##### The records
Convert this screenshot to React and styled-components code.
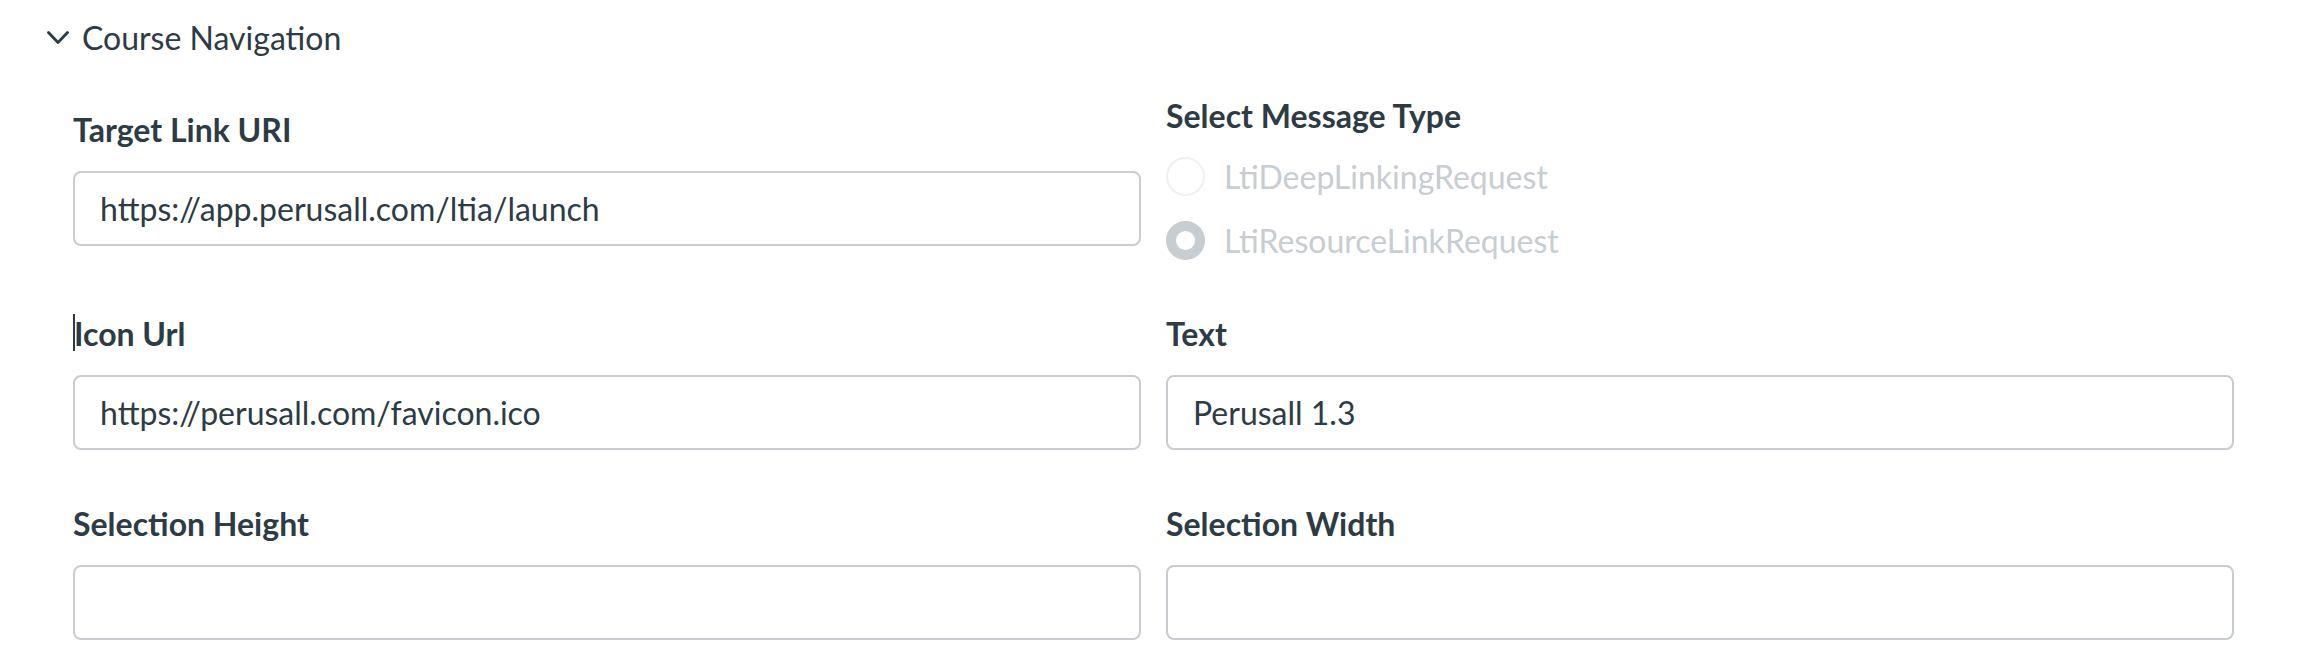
import React from 'react';
import styled, { createGlobalStyle } from 'styled-components';

const GlobalStyle = createGlobalStyle`
  html, body {
    margin: 0;
    padding: 0;
    background: #ffffff;
  }
  body {
    font-family: Lato, "Noto Sans", "Liberation Sans", sans-serif;
    color: #2d3b45;
  }
`;

const Page = styled.div`
  padding-top: 18px;
  width: 2300px;
  box-sizing: border-box;
`;

// Collapsible section header (chevron + title)
const SectionToggle = styled.div`
  display: flex;
  align-items: center;
  gap: 13px;
  padding-left: 47px;
  height: 39px;
  font-size: 32px;
  line-height: 39px;
  color: #2d3b45;
`;

const Chevron = styled.svg`
  width: 22px;
  height: 14px;
  flex: none;
`;

// Two-column form grid, rows centred against each other
const FieldGrid = styled.div`
  display: grid;
  grid-template-columns: 1fr 1fr;
  column-gap: 25px;
  row-gap: 54px;
  align-items: center;
  margin-top: 39px;
  padding: 0 66px 0 73px;
`;

const Field = styled.div`
  display: flex;
  flex-direction: column;
`;

const Label = styled.div`
  font-size: 32px;
  line-height: 39px;
  font-weight: 700;
  color: #2d3b45;
  margin-bottom: 22px;
`;

const Caret = styled.span`
  display: inline-block;
  width: 2px;
  height: 37px;
  background: #2d3b45;
  vertical-align: top;
  margin-right: -1px;
`;

const TextInput = styled.input`
  box-sizing: border-box;
  width: 100%;
  height: 75px;
  border: 2px solid #c7cdd1;
  border-radius: 8px;
  padding: 0 25px;
  font-family: Lato, "Noto Sans", "Liberation Sans", sans-serif;
  font-size: 32px;
  color: #2d3b45;
  background: #ffffff;
  outline: none;
`;

const RadioGroup = styled.div`
  display: flex;
  flex-direction: column;
  gap: 25px;
`;

const RadioRow = styled.label`
  display: flex;
  align-items: center;
  gap: 19px;
  height: 39px;
  font-size: 32px;
  color: #c7cdd1;
  cursor: not-allowed;
`;

const RadioFacade = styled.span`
  box-sizing: border-box;
  width: 39px;
  height: 39px;
  border-radius: 50%;
  flex: none;
  border: ${({ checked }) => (checked ? '10.5px solid #c7cdd1' : '2px solid #eef0f1')};
  background: #ffffff;
`;

const fields = [
  { label: 'Target Link URI', value: 'https://app.perusall.com/ltia/launch' },
  { label: 'Select Message Type', radios: true },
  { label: 'Icon Url', value: 'https://perusall.com/favicon.ico', caret: true },
  { label: 'Text', value: 'Perusall 1.3' },
  { label: 'Selection Height', value: '' },
  { label: 'Selection Width', value: '' },
];

const messageTypes = [
  { name: 'LtiDeepLinkingRequest', checked: false },
  { name: 'LtiResourceLinkRequest', checked: true },
];

export default function App() {
  return (
    <Page>
      <GlobalStyle />
      <SectionToggle>
        <Chevron viewBox="0 0 22 14">
          <polyline points="1.5,1.5 11,11.5 20.5,1.5" fill="none" stroke="#2d3b45" strokeWidth="2.8" strokeLinecap="round" strokeLinejoin="round" />
        </Chevron>
        Course Navigation
      </SectionToggle>
      <FieldGrid>
        {fields.map((f) => (
          <Field key={f.label}>
            <Label>
              {f.caret && <Caret />}
              {f.label}
            </Label>
            {f.radios ? (
              <RadioGroup>
                {messageTypes.map((m) => (
                  <RadioRow key={m.name}>
                    <RadioFacade checked={m.checked} />
                    {m.name}
                  </RadioRow>
                ))}
              </RadioGroup>
            ) : (
              <TextInput readOnly value={f.value} />
            )}
          </Field>
        ))}
      </FieldGrid>
    </Page>
  );
}
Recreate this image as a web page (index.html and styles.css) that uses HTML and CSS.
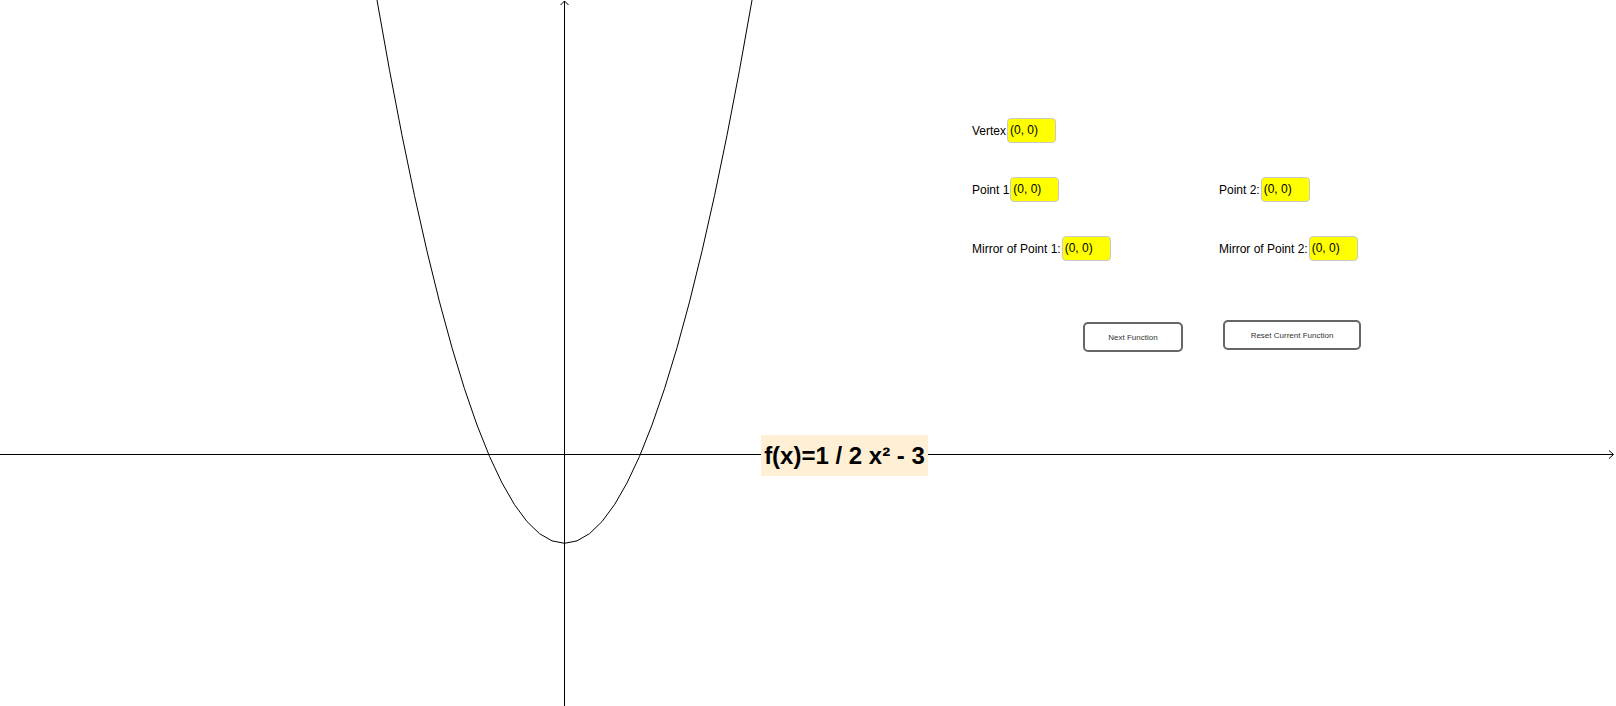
FILE: index.html
```html
<!DOCTYPE html>
<html>
<head>
  <meta charset="UTF-8">
  <title>Parabola Points</title>
  <meta name="viewport" content="width=device-width, initial-scale=1">
  <link rel="stylesheet" href="styles.css">
</head>
<body>

  <div class="applet">

    <!-- graphics view: axes and the current function -->
    <svg class="graph" width="1616" height="706" viewBox="0 0 1616 706">
      <!-- x axis -->
      <line x1="0" y1="454.5" x2="1613" y2="454.5" class="axis"/>
      <polyline points="1609,450.5 1613.5,454.5 1609,458.5" class="axis-arrow"/>
      <!-- y axis -->
      <line x1="564.5" y1="1" x2="564.5" y2="706" class="axis"/>
      <polyline points="560.5,5 564.5,1 568.5,5" class="axis-arrow"/>
      <!-- f(x) = 1/2 x^2 - 3 -->
      <path d="M364.5,-74.7 Q564.5,1161.3 764.5,-74.7" class="curve"/>
    </svg>

    <div class="func-label">f(x)=1 / 2 x² - 3</div>

    <!-- input boxes and buttons -->
    <div class="panel">
      <div class="fields">
        <div class="field">Vertex<span class="value">(0, 0)</span></div>
        <div></div>
        <div class="field">Point 1<span class="value">(0, 0)</span></div>
        <div class="field">Point 2:<span class="value">(0, 0)</span></div>
        <div class="field">Mirror of Point 1:<span class="value">(0, 0)</span></div>
        <div class="field">Mirror of Point 2:<span class="value">(0, 0)</span></div>
      </div>
      <div class="actions">
        <button class="btn btn-next">Next Function</button>
        <button class="btn btn-reset">Reset Current Function</button>
      </div>
    </div>

  </div>

</body>
</html>
```

FILE: styles.css
```css
body{
  margin: 0;
  font-family: "Liberation Sans", Arial, sans-serif;
  background-color: #fff;
}

.applet{
  position: relative;
  width: 1616px;
  height: 706px;
  overflow: hidden;
}

.graph{
  display: block;
}

.axis{
  stroke: #000;
  stroke-width: 1;
}

.axis-arrow{
  fill: none;
  stroke: #000;
  stroke-width: 1;
}

.curve{
  fill: none;
  stroke: #000;
  stroke-width: 1;
}

/* function caption sitting on the x axis */
.func-label{
  position: absolute;
  left: 761px;
  top: 435px;
  width: 167px;
  height: 41px;
  line-height: 41px;
  text-align: center;
  background-color: #ffefd5;
  font-size: 24px;
  font-weight: bold;
  color: #000;
}

.panel{
  position: absolute;
  left: 972px;
  top: 118px;
}

.fields{
  display: grid;
  grid-template-columns: 247px auto;
  grid-auto-rows: 25px;
  row-gap: 34px;
}

.field{
  display: flex;
  align-items: center;
  gap: 1px;
  font-size: 12px;
  color: #000;
  white-space: nowrap;
}

.value{
  box-sizing: border-box;
  width: 49px;
  height: 25px;
  line-height: 23px;
  padding-left: 2px;
  border: 1px solid #c8c8c8;
  border-radius: 4px;
  background-color: #ffff00;
}

.actions{
  display: flex;
  align-items: flex-start;
  gap: 40px;
  margin-top: 59px;
  padding-left: 111px;
}

.btn{
  box-sizing: border-box;
  height: 30px;
  border: 2px solid #666;
  border-radius: 5px;
  background-color: #fff;
  color: #333;
  font-family: "Liberation Sans", Arial, sans-serif;
  font-size: 8px;
  padding: 0;
}

.btn-next{
  width: 100px;
  margin-top: 2px;
}

.btn-reset{
  width: 138px;
}
```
##########
=== Short exercise ===
Transcribe every record above exactly, leaving out the pictures.

=== Solution to this task ===
Convert this screenshot to React and styled-components code.
import React from 'react';
import styled, { createGlobalStyle } from 'styled-components';

const GlobalStyle = createGlobalStyle`
  html, body {
    margin: 0;
    padding: 0;
    background: #ffffff;
  }
  body {
    font-family: Lato, "Noto Sans", "Liberation Sans", sans-serif;
    color: #2d3b45;
  }
`;

const Page = styled.div`
  padding-top: 18px;
  width: 2300px;
  box-sizing: border-box;
`;

// Collapsible section header (chevron + title)
const SectionToggle = styled.div`
  display: flex;
  align-items: center;
  gap: 13px;
  padding-left: 47px;
  height: 39px;
  font-size: 32px;
  line-height: 39px;
  color: #2d3b45;
`;

const Chevron = styled.svg`
  width: 22px;
  height: 14px;
  flex: none;
`;

// Two-column form grid, rows centred against each other
const FieldGrid = styled.div`
  display: grid;
  grid-template-columns: 1fr 1fr;
  column-gap: 25px;
  row-gap: 54px;
  align-items: center;
  margin-top: 39px;
  padding: 0 66px 0 73px;
`;

const Field = styled.div`
  display: flex;
  flex-direction: column;
`;

const Label = styled.div`
  font-size: 32px;
  line-height: 39px;
  font-weight: 700;
  color: #2d3b45;
  margin-bottom: 22px;
`;

const Caret = styled.span`
  display: inline-block;
  width: 2px;
  height: 37px;
  background: #2d3b45;
  vertical-align: top;
  margin-right: -1px;
`;

const TextInput = styled.input`
  box-sizing: border-box;
  width: 100%;
  height: 75px;
  border: 2px solid #c7cdd1;
  border-radius: 8px;
  padding: 0 25px;
  font-family: Lato, "Noto Sans", "Liberation Sans", sans-serif;
  font-size: 32px;
  color: #2d3b45;
  background: #ffffff;
  outline: none;
`;

const RadioGroup = styled.div`
  display: flex;
  flex-direction: column;
  gap: 25px;
`;

const RadioRow = styled.label`
  display: flex;
  align-items: center;
  gap: 19px;
  height: 39px;
  font-size: 32px;
  color: #c7cdd1;
  cursor: not-allowed;
`;

const RadioFacade = styled.span`
  box-sizing: border-box;
  width: 39px;
  height: 39px;
  border-radius: 50%;
  flex: none;
  border: ${({ checked }) => (checked ? '10.5px solid #c7cdd1' : '2px solid #eef0f1')};
  background: #ffffff;
`;

const fields = [
  { label: 'Target Link URI', value: 'https://app.perusall.com/ltia/launch' },
  { label: 'Select Message Type', radios: true },
  { label: 'Icon Url', value: 'https://perusall.com/favicon.ico', caret: true },
  { label: 'Text', value: 'Perusall 1.3' },
  { label: 'Selection Height', value: '' },
  { label: 'Selection Width', value: '' },
];

const messageTypes = [
  { name: 'LtiDeepLinkingRequest', checked: false },
  { name: 'LtiResourceLinkRequest', checked: true },
];

export default function App() {
  return (
    <Page>
      <GlobalStyle />
      <SectionToggle>
        <Chevron viewBox="0 0 22 14">
          <polyline points="1.5,1.5 11,11.5 20.5,1.5" fill="none" stroke="#2d3b45" strokeWidth="2.8" strokeLinecap="round" strokeLinejoin="round" />
        </Chevron>
        Course Navigation
      </SectionToggle>
      <FieldGrid>
        {fields.map((f) => (
          <Field key={f.label}>
            <Label>
              {f.caret && <Caret />}
              {f.label}
            </Label>
            {f.radios ? (
              <RadioGroup>
                {messageTypes.map((m) => (
                  <RadioRow key={m.name}>
                    <RadioFacade checked={m.checked} />
                    {m.name}
                  </RadioRow>
                ))}
              </RadioGroup>
            ) : (
              <TextInput readOnly value={f.value} />
            )}
          </Field>
        ))}
      </FieldGrid>
    </Page>
  );
}
Recreate this image as a web page (index.html and styles.css) that uses HTML and CSS.
FILE: index.html
```html
<!DOCTYPE html>
<html>
<head>
  <meta charset="UTF-8">
  <title>Parabola Points</title>
  <meta name="viewport" content="width=device-width, initial-scale=1">
  <link rel="stylesheet" href="styles.css">
</head>
<body>

  <div class="applet">

    <!-- graphics view: axes and the current function -->
    <svg class="graph" width="1616" height="706" viewBox="0 0 1616 706">
      <!-- x axis -->
      <line x1="0" y1="454.5" x2="1613" y2="454.5" class="axis"/>
      <polyline points="1609,450.5 1613.5,454.5 1609,458.5" class="axis-arrow"/>
      <!-- y axis -->
      <line x1="564.5" y1="1" x2="564.5" y2="706" class="axis"/>
      <polyline points="560.5,5 564.5,1 568.5,5" class="axis-arrow"/>
      <!-- f(x) = 1/2 x^2 - 3 -->
      <path d="M364.5,-74.7 Q564.5,1161.3 764.5,-74.7" class="curve"/>
    </svg>

    <div class="func-label">f(x)=1 / 2 x² - 3</div>

    <!-- input boxes and buttons -->
    <div class="panel">
      <div class="fields">
        <div class="field">Vertex<span class="value">(0, 0)</span></div>
        <div></div>
        <div class="field">Point 1<span class="value">(0, 0)</span></div>
        <div class="field">Point 2:<span class="value">(0, 0)</span></div>
        <div class="field">Mirror of Point 1:<span class="value">(0, 0)</span></div>
        <div class="field">Mirror of Point 2:<span class="value">(0, 0)</span></div>
      </div>
      <div class="actions">
        <button class="btn btn-next">Next Function</button>
        <button class="btn btn-reset">Reset Current Function</button>
      </div>
    </div>

  </div>

</body>
</html>
```

FILE: styles.css
```css
body{
  margin: 0;
  font-family: "Liberation Sans", Arial, sans-serif;
  background-color: #fff;
}

.applet{
  position: relative;
  width: 1616px;
  height: 706px;
  overflow: hidden;
}

.graph{
  display: block;
}

.axis{
  stroke: #000;
  stroke-width: 1;
}

.axis-arrow{
  fill: none;
  stroke: #000;
  stroke-width: 1;
}

.curve{
  fill: none;
  stroke: #000;
  stroke-width: 1;
}

/* function caption sitting on the x axis */
.func-label{
  position: absolute;
  left: 761px;
  top: 435px;
  width: 167px;
  height: 41px;
  line-height: 41px;
  text-align: center;
  background-color: #ffefd5;
  font-size: 24px;
  font-weight: bold;
  color: #000;
}

.panel{
  position: absolute;
  left: 972px;
  top: 118px;
}

.fields{
  display: grid;
  grid-template-columns: 247px auto;
  grid-auto-rows: 25px;
  row-gap: 34px;
}

.field{
  display: flex;
  align-items: center;
  gap: 1px;
  font-size: 12px;
  color: #000;
  white-space: nowrap;
}

.value{
  box-sizing: border-box;
  width: 49px;
  height: 25px;
  line-height: 23px;
  padding-left: 2px;
  border: 1px solid #c8c8c8;
  border-radius: 4px;
  background-color: #ffff00;
}

.actions{
  display: flex;
  align-items: flex-start;
  gap: 40px;
  margin-top: 59px;
  padding-left: 111px;
}

.btn{
  box-sizing: border-box;
  height: 30px;
  border: 2px solid #666;
  border-radius: 5px;
  background-color: #fff;
  color: #333;
  font-family: "Liberation Sans", Arial, sans-serif;
  font-size: 8px;
  padding: 0;
}

.btn-next{
  width: 100px;
  margin-top: 2px;
}

.btn-reset{
  width: 138px;
}
```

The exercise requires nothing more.